> **REQUEST**:
Only the pictures are to be left out; set down the rest of the records exactly.

***

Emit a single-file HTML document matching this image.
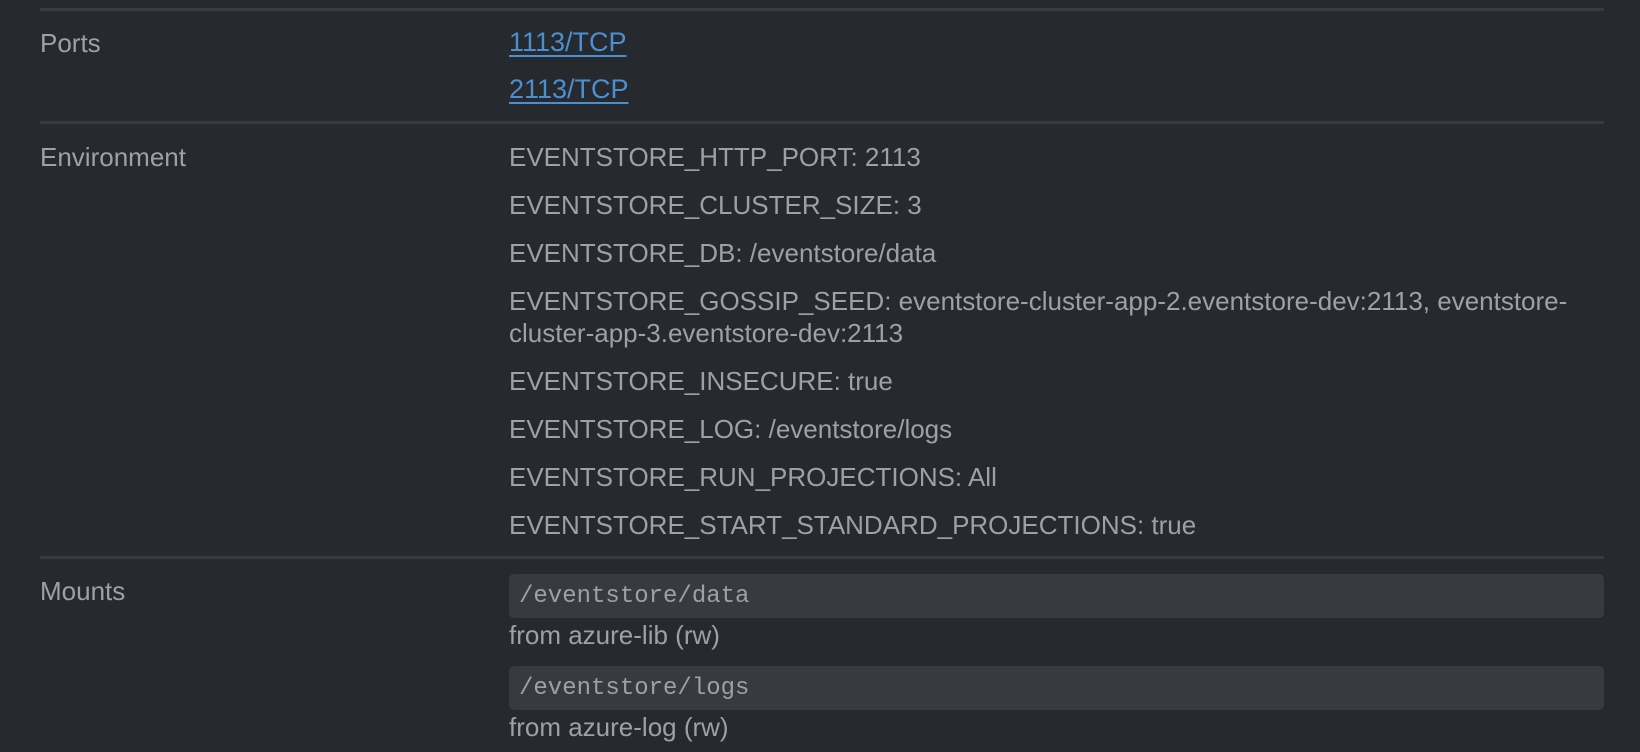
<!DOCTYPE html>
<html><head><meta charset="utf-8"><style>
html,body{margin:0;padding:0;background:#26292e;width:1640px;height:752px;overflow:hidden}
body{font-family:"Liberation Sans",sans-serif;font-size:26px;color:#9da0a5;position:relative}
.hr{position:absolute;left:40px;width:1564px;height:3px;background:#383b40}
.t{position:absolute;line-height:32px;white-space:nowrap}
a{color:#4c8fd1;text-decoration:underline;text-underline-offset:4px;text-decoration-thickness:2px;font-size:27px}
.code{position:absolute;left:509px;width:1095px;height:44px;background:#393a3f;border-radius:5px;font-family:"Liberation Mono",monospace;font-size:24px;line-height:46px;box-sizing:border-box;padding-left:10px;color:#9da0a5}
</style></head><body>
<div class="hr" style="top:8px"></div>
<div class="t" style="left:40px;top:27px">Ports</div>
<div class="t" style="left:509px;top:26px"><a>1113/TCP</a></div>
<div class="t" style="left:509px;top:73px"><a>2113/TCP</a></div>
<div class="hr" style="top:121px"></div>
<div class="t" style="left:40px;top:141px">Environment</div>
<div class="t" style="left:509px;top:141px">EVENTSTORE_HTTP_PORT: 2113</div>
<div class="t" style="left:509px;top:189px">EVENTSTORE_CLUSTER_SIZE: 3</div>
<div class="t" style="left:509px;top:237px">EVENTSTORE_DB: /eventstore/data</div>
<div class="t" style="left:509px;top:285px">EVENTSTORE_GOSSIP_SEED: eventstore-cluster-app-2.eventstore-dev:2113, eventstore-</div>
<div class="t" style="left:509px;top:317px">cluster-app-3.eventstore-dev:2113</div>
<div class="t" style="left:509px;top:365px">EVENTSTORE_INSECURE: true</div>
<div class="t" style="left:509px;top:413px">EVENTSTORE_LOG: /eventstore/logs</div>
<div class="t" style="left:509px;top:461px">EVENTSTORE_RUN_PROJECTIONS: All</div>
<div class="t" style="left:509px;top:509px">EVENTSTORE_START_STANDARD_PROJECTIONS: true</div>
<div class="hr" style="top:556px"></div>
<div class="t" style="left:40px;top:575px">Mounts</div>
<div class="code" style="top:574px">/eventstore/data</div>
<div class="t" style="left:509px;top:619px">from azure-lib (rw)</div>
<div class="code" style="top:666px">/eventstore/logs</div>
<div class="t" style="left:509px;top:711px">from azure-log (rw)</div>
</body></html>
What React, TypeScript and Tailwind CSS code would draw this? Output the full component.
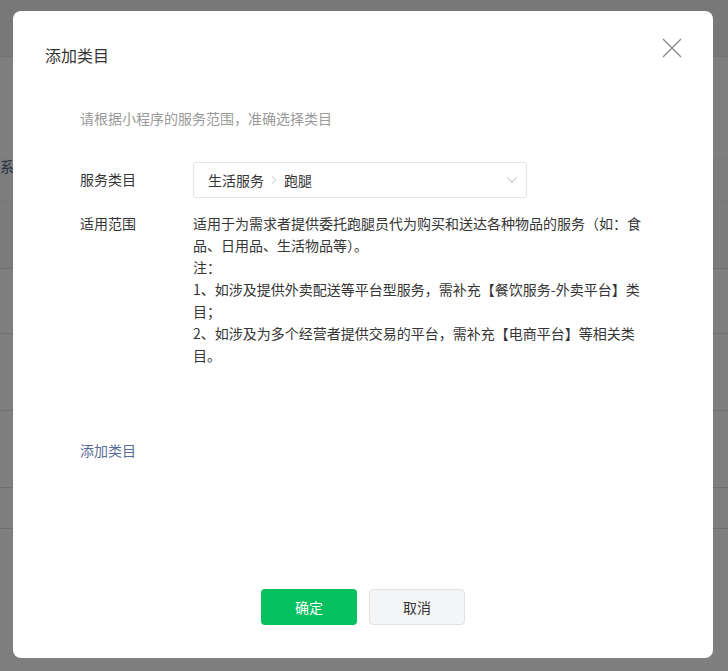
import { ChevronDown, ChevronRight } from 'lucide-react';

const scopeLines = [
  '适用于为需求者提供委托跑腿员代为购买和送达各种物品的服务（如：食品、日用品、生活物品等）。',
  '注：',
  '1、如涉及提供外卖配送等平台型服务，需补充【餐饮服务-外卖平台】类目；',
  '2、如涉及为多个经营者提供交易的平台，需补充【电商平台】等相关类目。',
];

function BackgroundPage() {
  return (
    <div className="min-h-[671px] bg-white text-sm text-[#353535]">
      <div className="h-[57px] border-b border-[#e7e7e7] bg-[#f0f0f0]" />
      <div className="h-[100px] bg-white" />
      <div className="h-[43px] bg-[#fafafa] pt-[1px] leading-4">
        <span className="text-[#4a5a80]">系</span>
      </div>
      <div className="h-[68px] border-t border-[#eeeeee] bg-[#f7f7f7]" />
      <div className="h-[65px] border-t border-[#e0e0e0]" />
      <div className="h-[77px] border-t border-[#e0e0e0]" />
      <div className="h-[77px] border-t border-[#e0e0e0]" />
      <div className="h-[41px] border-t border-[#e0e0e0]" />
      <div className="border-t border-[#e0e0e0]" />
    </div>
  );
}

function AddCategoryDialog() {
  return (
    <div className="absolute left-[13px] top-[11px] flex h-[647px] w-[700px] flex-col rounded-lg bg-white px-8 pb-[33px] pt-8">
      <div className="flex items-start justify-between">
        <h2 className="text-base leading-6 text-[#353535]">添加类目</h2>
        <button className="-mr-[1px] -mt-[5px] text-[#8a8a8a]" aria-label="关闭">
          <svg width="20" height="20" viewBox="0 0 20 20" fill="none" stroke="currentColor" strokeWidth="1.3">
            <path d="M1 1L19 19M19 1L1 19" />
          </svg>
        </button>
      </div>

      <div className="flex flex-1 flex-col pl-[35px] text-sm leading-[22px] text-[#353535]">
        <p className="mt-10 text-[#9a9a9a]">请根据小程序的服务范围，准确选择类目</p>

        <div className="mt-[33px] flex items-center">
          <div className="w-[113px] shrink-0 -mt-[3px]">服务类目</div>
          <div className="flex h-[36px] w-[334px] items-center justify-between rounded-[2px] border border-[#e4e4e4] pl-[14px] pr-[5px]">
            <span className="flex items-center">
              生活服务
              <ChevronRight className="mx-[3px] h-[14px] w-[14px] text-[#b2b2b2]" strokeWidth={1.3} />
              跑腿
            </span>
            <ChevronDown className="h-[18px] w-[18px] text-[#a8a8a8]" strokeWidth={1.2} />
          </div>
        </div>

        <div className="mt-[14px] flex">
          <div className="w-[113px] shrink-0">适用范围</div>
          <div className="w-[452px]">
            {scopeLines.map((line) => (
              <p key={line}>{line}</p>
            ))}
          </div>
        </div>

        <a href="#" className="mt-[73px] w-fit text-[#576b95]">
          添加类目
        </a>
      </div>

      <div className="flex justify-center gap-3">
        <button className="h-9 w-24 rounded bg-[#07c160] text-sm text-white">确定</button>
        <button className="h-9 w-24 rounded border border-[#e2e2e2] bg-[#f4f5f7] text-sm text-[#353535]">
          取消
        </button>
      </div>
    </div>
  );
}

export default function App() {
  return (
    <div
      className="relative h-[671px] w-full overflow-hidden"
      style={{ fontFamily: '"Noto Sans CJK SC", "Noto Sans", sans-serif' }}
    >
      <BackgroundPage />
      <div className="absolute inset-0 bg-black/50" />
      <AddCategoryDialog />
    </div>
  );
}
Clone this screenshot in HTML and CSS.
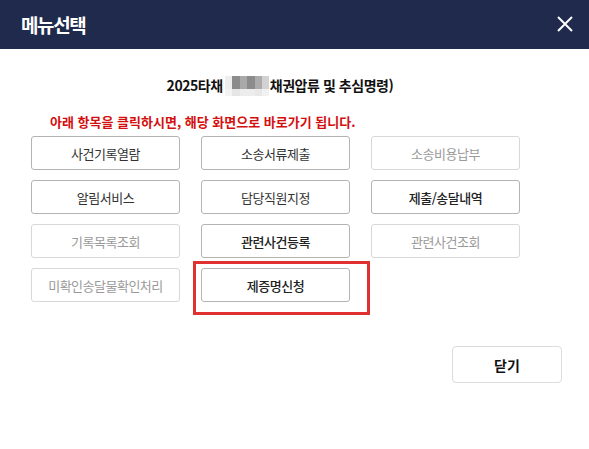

***

> **ANSWER TO THIS TASK**:
Emit a single-file HTML document matching this image.
<!DOCTYPE html>
<html><head><meta charset="utf-8"><style>
html,body{margin:0;padding:0;background:#26292e;width:1640px;height:752px;overflow:hidden}
body{font-family:"Liberation Sans",sans-serif;font-size:26px;color:#9da0a5;position:relative}
.hr{position:absolute;left:40px;width:1564px;height:3px;background:#383b40}
.t{position:absolute;line-height:32px;white-space:nowrap}
a{color:#4c8fd1;text-decoration:underline;text-underline-offset:4px;text-decoration-thickness:2px;font-size:27px}
.code{position:absolute;left:509px;width:1095px;height:44px;background:#393a3f;border-radius:5px;font-family:"Liberation Mono",monospace;font-size:24px;line-height:46px;box-sizing:border-box;padding-left:10px;color:#9da0a5}
</style></head><body>
<div class="hr" style="top:8px"></div>
<div class="t" style="left:40px;top:27px">Ports</div>
<div class="t" style="left:509px;top:26px"><a>1113/TCP</a></div>
<div class="t" style="left:509px;top:73px"><a>2113/TCP</a></div>
<div class="hr" style="top:121px"></div>
<div class="t" style="left:40px;top:141px">Environment</div>
<div class="t" style="left:509px;top:141px">EVENTSTORE_HTTP_PORT: 2113</div>
<div class="t" style="left:509px;top:189px">EVENTSTORE_CLUSTER_SIZE: 3</div>
<div class="t" style="left:509px;top:237px">EVENTSTORE_DB: /eventstore/data</div>
<div class="t" style="left:509px;top:285px">EVENTSTORE_GOSSIP_SEED: eventstore-cluster-app-2.eventstore-dev:2113, eventstore-</div>
<div class="t" style="left:509px;top:317px">cluster-app-3.eventstore-dev:2113</div>
<div class="t" style="left:509px;top:365px">EVENTSTORE_INSECURE: true</div>
<div class="t" style="left:509px;top:413px">EVENTSTORE_LOG: /eventstore/logs</div>
<div class="t" style="left:509px;top:461px">EVENTSTORE_RUN_PROJECTIONS: All</div>
<div class="t" style="left:509px;top:509px">EVENTSTORE_START_STANDARD_PROJECTIONS: true</div>
<div class="hr" style="top:556px"></div>
<div class="t" style="left:40px;top:575px">Mounts</div>
<div class="code" style="top:574px">/eventstore/data</div>
<div class="t" style="left:509px;top:619px">from azure-lib (rw)</div>
<div class="code" style="top:666px">/eventstore/logs</div>
<div class="t" style="left:509px;top:711px">from azure-log (rw)</div>
</body></html>
What React, TypeScript and Tailwind CSS code would draw this? Output the full component.
import { ChevronDown, ChevronRight } from 'lucide-react';

const scopeLines = [
  '适用于为需求者提供委托跑腿员代为购买和送达各种物品的服务（如：食品、日用品、生活物品等）。',
  '注：',
  '1、如涉及提供外卖配送等平台型服务，需补充【餐饮服务-外卖平台】类目；',
  '2、如涉及为多个经营者提供交易的平台，需补充【电商平台】等相关类目。',
];

function BackgroundPage() {
  return (
    <div className="min-h-[671px] bg-white text-sm text-[#353535]">
      <div className="h-[57px] border-b border-[#e7e7e7] bg-[#f0f0f0]" />
      <div className="h-[100px] bg-white" />
      <div className="h-[43px] bg-[#fafafa] pt-[1px] leading-4">
        <span className="text-[#4a5a80]">系</span>
      </div>
      <div className="h-[68px] border-t border-[#eeeeee] bg-[#f7f7f7]" />
      <div className="h-[65px] border-t border-[#e0e0e0]" />
      <div className="h-[77px] border-t border-[#e0e0e0]" />
      <div className="h-[77px] border-t border-[#e0e0e0]" />
      <div className="h-[41px] border-t border-[#e0e0e0]" />
      <div className="border-t border-[#e0e0e0]" />
    </div>
  );
}

function AddCategoryDialog() {
  return (
    <div className="absolute left-[13px] top-[11px] flex h-[647px] w-[700px] flex-col rounded-lg bg-white px-8 pb-[33px] pt-8">
      <div className="flex items-start justify-between">
        <h2 className="text-base leading-6 text-[#353535]">添加类目</h2>
        <button className="-mr-[1px] -mt-[5px] text-[#8a8a8a]" aria-label="关闭">
          <svg width="20" height="20" viewBox="0 0 20 20" fill="none" stroke="currentColor" strokeWidth="1.3">
            <path d="M1 1L19 19M19 1L1 19" />
          </svg>
        </button>
      </div>

      <div className="flex flex-1 flex-col pl-[35px] text-sm leading-[22px] text-[#353535]">
        <p className="mt-10 text-[#9a9a9a]">请根据小程序的服务范围，准确选择类目</p>

        <div className="mt-[33px] flex items-center">
          <div className="w-[113px] shrink-0 -mt-[3px]">服务类目</div>
          <div className="flex h-[36px] w-[334px] items-center justify-between rounded-[2px] border border-[#e4e4e4] pl-[14px] pr-[5px]">
            <span className="flex items-center">
              生活服务
              <ChevronRight className="mx-[3px] h-[14px] w-[14px] text-[#b2b2b2]" strokeWidth={1.3} />
              跑腿
            </span>
            <ChevronDown className="h-[18px] w-[18px] text-[#a8a8a8]" strokeWidth={1.2} />
          </div>
        </div>

        <div className="mt-[14px] flex">
          <div className="w-[113px] shrink-0">适用范围</div>
          <div className="w-[452px]">
            {scopeLines.map((line) => (
              <p key={line}>{line}</p>
            ))}
          </div>
        </div>

        <a href="#" className="mt-[73px] w-fit text-[#576b95]">
          添加类目
        </a>
      </div>

      <div className="flex justify-center gap-3">
        <button className="h-9 w-24 rounded bg-[#07c160] text-sm text-white">确定</button>
        <button className="h-9 w-24 rounded border border-[#e2e2e2] bg-[#f4f5f7] text-sm text-[#353535]">
          取消
        </button>
      </div>
    </div>
  );
}

export default function App() {
  return (
    <div
      className="relative h-[671px] w-full overflow-hidden"
      style={{ fontFamily: '"Noto Sans CJK SC", "Noto Sans", sans-serif' }}
    >
      <BackgroundPage />
      <div className="absolute inset-0 bg-black/50" />
      <AddCategoryDialog />
    </div>
  );
}
Clone this screenshot in HTML and CSS.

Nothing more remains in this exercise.